Feeling linky today; more later at johnoakdalton@hotmail.com.

Wednesday, May 27, 2009

More Memorial Day

My brother and I playing the entirely excellent and fun World War II board game "Memoir 44" on, appropriately enough, Memorial Day.

Storming the Beach

Game's eye view of a D-Day scenario, which I would normally be glad to win but as I was playing the Nazis on Memorial Day I hoped a parallel universe didn't fall somewhere.

Friday, May 22, 2009

It Was Just Like A Great Dark Wind

Ever since I was a kid I thought it would be cool to have my own personal Code of Honor that nobody else understands.

I think it began when I read Raymond Chandler's "The Simple Art of Murder" and these immortal words: Down these mean streets a man must go who is not himself mean, who is neither tarnished nor afraid.

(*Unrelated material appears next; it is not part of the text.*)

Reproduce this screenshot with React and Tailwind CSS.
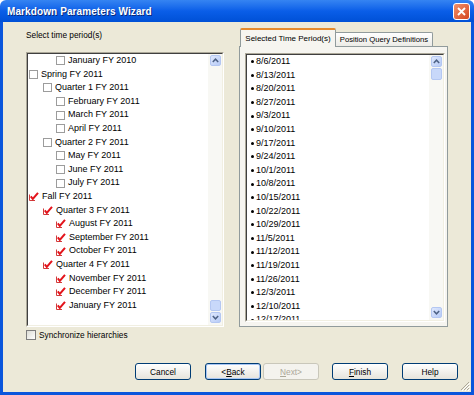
import React from 'react'

const tree = [
  { level: 2, text: 'January FY 2010', checked: false },
  { level: 0, text: 'Spring FY 2011', checked: false },
  { level: 1, text: 'Quarter 1 FY 2011', checked: false },
  { level: 2, text: 'February FY 2011', checked: false },
  { level: 2, text: 'March FY 2011', checked: false },
  { level: 2, text: 'April FY 2011', checked: false },
  { level: 1, text: 'Quarter 2 FY 2011', checked: false },
  { level: 2, text: 'May FY 2011', checked: false },
  { level: 2, text: 'June FY 2011', checked: false },
  { level: 2, text: 'July FY 2011', checked: false },
  { level: 0, text: 'Fall FY 2011', checked: true },
  { level: 1, text: 'Quarter 3 FY 2011', checked: true },
  { level: 2, text: 'August FY 2011', checked: true },
  { level: 2, text: 'September FY 2011', checked: true },
  { level: 2, text: 'October FY 2011', checked: true },
  { level: 1, text: 'Quarter 4 FY 2011', checked: true },
  { level: 2, text: 'November FY 2011', checked: true },
  { level: 2, text: 'December FY 2011', checked: true },
  { level: 2, text: 'January FY 2011', checked: true },
]

const dates = [
  '8/6/2011', '8/13/2011', '8/20/2011', '8/27/2011', '9/3/2011', '9/10/2011',
  '9/17/2011', '9/24/2011', '10/1/2011', '10/8/2011', '10/15/2011', '10/22/2011',
  '10/29/2011', '11/5/2011', '11/12/2011', '11/19/2011', '11/26/2011', '12/3/2011',
  '12/10/2011', '12/17/2011',
]

const indent = ['pl-[1px]', 'pl-[15px]', 'pl-[28px]']

function TreeBox({ checked }) {
  if (!checked) {
    return (
      <svg width="9" height="9" viewBox="0 0 9 9" className="shrink-0">
        <rect x="0.5" y="0.5" width="8" height="8" fill="#fff" stroke="#9c9c9c" />
      </svg>
    )
  }
  return (
    <svg width="10" height="9" viewBox="0 0 10 9" className="shrink-0">
      <path d="M0.5 2.5 V8.5 H6" fill="none" stroke="#d23a3a" strokeWidth="1" />
      <path d="M1.8 4.3 L3.8 7 L9 0.8" fill="none" stroke="#e3141c" strokeWidth="2" />
    </svg>
  )
}

function Arrow({ up }) {
  return (
    <div className="w-[11px] h-[11px] rounded-[2px] border border-[#b4c7f2] bg-gradient-to-br from-[#dfe8fd] to-[#b7cbf6] flex items-center justify-center">
      <svg width="7" height="5" viewBox="0 0 7 5">
        <path d={up ? 'M0.8 4 L3.5 1.2 L6.2 4' : 'M0.8 1 L3.5 3.8 L6.2 1'} fill="none" stroke="#4d6185" strokeWidth="1.5" />
      </svg>
    </div>
  )
}

function ScrollBar({ thumbAtTop }) {
  return (
    <div className="w-[14px] h-full shrink-0 bg-[#f8f8f4] flex flex-col items-center pt-px pb-[2px]">
      <Arrow up />
      {thumbAtTop && <div className="w-[11px] h-[12px] mt-px rounded-[2px] border border-[#b4c7f2] bg-[#c8d8fa]" />}
      <div className="flex-1" />
      {!thumbAtTop && <div className="w-[11px] h-[11px] mb-px rounded-[2px] border border-[#b4c7f2] bg-[#c8d8fa]" />}
      <Arrow />
    </div>
  )
}

function ListBox({ className, children, thumbAtTop }) {
  return (
    <div className={`border border-t-[#aca899] border-l-[#aca899] border-b-white border-r-white ${className}`}>
      <div className="h-full border border-t-[#3f3f3f] border-l-[#3f3f3f] border-b-[#f1efe2] border-r-[#f1efe2] bg-white flex">
        <div className="flex-1 overflow-hidden">{children}</div>
        <ScrollBar thumbAtTop={thumbAtTop} />
      </div>
    </div>
  )
}

function Button({ children, disabled, focused }) {
  return (
    <div
      className={`w-[56px] h-[17px] rounded-[3px] border flex items-center justify-center text-[8.3px] ${
        disabled
          ? 'border-[#c9c7ba] bg-[#f4f3ee] text-[#aca899]'
          : 'border-[#003c74] bg-gradient-to-b from-white to-[#e6e4dc] text-black'
      } ${focused ? 'shadow-[inset_0_0_0_1px_#a8c6f4]' : ''}`}
    >
      {children}
    </div>
  )
}

export default function App() {
  return (
    <div className="w-[474px] h-[395px] flex flex-col font-['Liberation_Sans',Arial,sans-serif] text-black select-none">
      {/* Title bar */}
      <div className="h-[22px] shrink-0 rounded-t-[6px] bg-gradient-to-b from-[#3584f2] via-[#0a5ee8] to-[#0050d6] flex items-center pl-[7px] pr-[4px]">
        <span className="text-white font-bold text-[10px] tracking-[0.1px] [text-shadow:1px_1px_0_#0a2a7a]">Markdown Parameters Wizard</span>
        <div className="ml-auto w-[17px] h-[17px] rounded-[3px] border border-white bg-gradient-to-br from-[#f0906a] to-[#d4431a] flex items-center justify-center">
          <svg width="9" height="9" viewBox="0 0 9 9">
            <path d="M1 1 L8 8 M8 1 L1 8" stroke="#fff" strokeWidth="1.8" />
          </svg>
        </div>
      </div>

      {/* Body */}
      <div className="flex-1 bg-[#ece9d8] border-x-[3px] border-b-[3px] border-[#0a56dc] flex flex-col relative">
        <div className="flex">
          {/* Left column */}
          <div className="ml-[23px] w-[198px]">
            <div className="h-[30px] pt-[8px] text-[8.3px] leading-[10px]">Select time period(s)</div>
            <ListBox className="h-[275px]">
              {tree.map((r, i) => (
                <div key={i} className={`h-[13.6px] flex items-center gap-[3px] text-[9px] ${indent[r.level]}`}>
                  <TreeBox checked={r.checked} />
                  <span className="whitespace-nowrap">{r.text}</span>
                </div>
              ))}
            </ListBox>
            <div className="mt-[2px] flex items-center gap-[3px]">
              <div className="w-[10px] h-[10px] border border-[#7d7d7d] bg-gradient-to-br from-[#dcdcd5] to-white" />
              <span className="text-[8.3px]">Synchronize hierarchies</span>
            </div>
          </div>

          {/* Right column */}
          <div className="ml-[15px] w-[209px] mt-[6px]">
            <div className="h-[18px] flex items-end pl-[1px]">
              <div className="relative z-10 h-[19px] w-[96px] -mb-px bg-[#f6f5f0] border-x border-[#919b9c] border-t-[2px] border-t-[#e68b2c] rounded-t-[2px] flex items-center justify-center text-[8px] whitespace-nowrap">
                Selected Time Period(s)
              </div>
              <div className="h-[14px] w-[97px] bg-gradient-to-b from-white to-[#ecebe6] border-t border-r border-[#919b9c] rounded-tr-[2px] flex items-center justify-center text-[7.7px] whitespace-nowrap">
                Position Query Definitions
              </div>
            </div>
            <div className="h-[281px] border border-[#919b9c] bg-[#f6f5f0] pl-[5px] pr-[2px] pt-[6px] pb-[4px]">
              <ListBox className="h-full" thumbAtTop>
                {dates.map((d) => (
                  <div key={d} className="h-[13.6px] flex items-center gap-[2px] pl-[4px] text-[9px]">
                    <span className="w-[3px] h-[3px] rounded-full bg-black" />
                    <span>{d}</span>
                  </div>
                ))}
              </ListBox>
            </div>
          </div>
        </div>

        {/* Buttons */}
        <div className="mt-[22px] flex pl-[132px]">
          <Button>Cancel</Button>
          <div className="ml-[14px]">
            <Button focused>
              &lt;<span className="underline">B</span>ack
            </Button>
          </div>
          <div className="ml-[2px]">
            <Button disabled>
              <span className="underline">N</span>ext&gt;
            </Button>
          </div>
          <div className="ml-[13px]">
            <Button>
              <span className="underline">F</span>inish
            </Button>
          </div>
          <div className="ml-[14px]">
            <Button>Help</Button>
          </div>
        </div>

        {/* Size grip */}
        <svg width="10" height="10" viewBox="0 0 10 10" className="absolute right-[1px] bottom-[1px]">
          <path d="M9 1 L1 9 M9 4 L4 9 M9 7 L7 9" stroke="#aca899" strokeWidth="1" />
          <path d="M10 2 L2 10 M10 5 L5 10 M10 8 L8 10" stroke="#fff" strokeWidth="1" />
        </svg>
      </div>
    </div>
  )
}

This code has taken many forms over the years and continues to evolve, with the latest addition having come since my daughter went to college. Now every time I hear the song "Sara Smile" by Hall and Oates I have made an unbreakable vow to call my daughter; even if it is at 7:15 a.m. while I am driving to work. This song has been one of her favorites from when she was a little girl and it always reminds me of her.

But I haven't heard it enough, even though I listen to a lot of oldies stations, so I have expanded this vow to include every other Hall and Oates song except for "Maneater" which I would rather listen to radio static instead. But that didn't quite cut it so I have expanded to include the song "Baby Come Back" which is actually by Player but sounds like Hall and Oates. Then "Sara" by Fleetwood Mac and "Sara" by Starship. Then every other song by Fleetwood Mac and Starship except for "We Built This City" which I would rather drive a pencil into my ear than listen to.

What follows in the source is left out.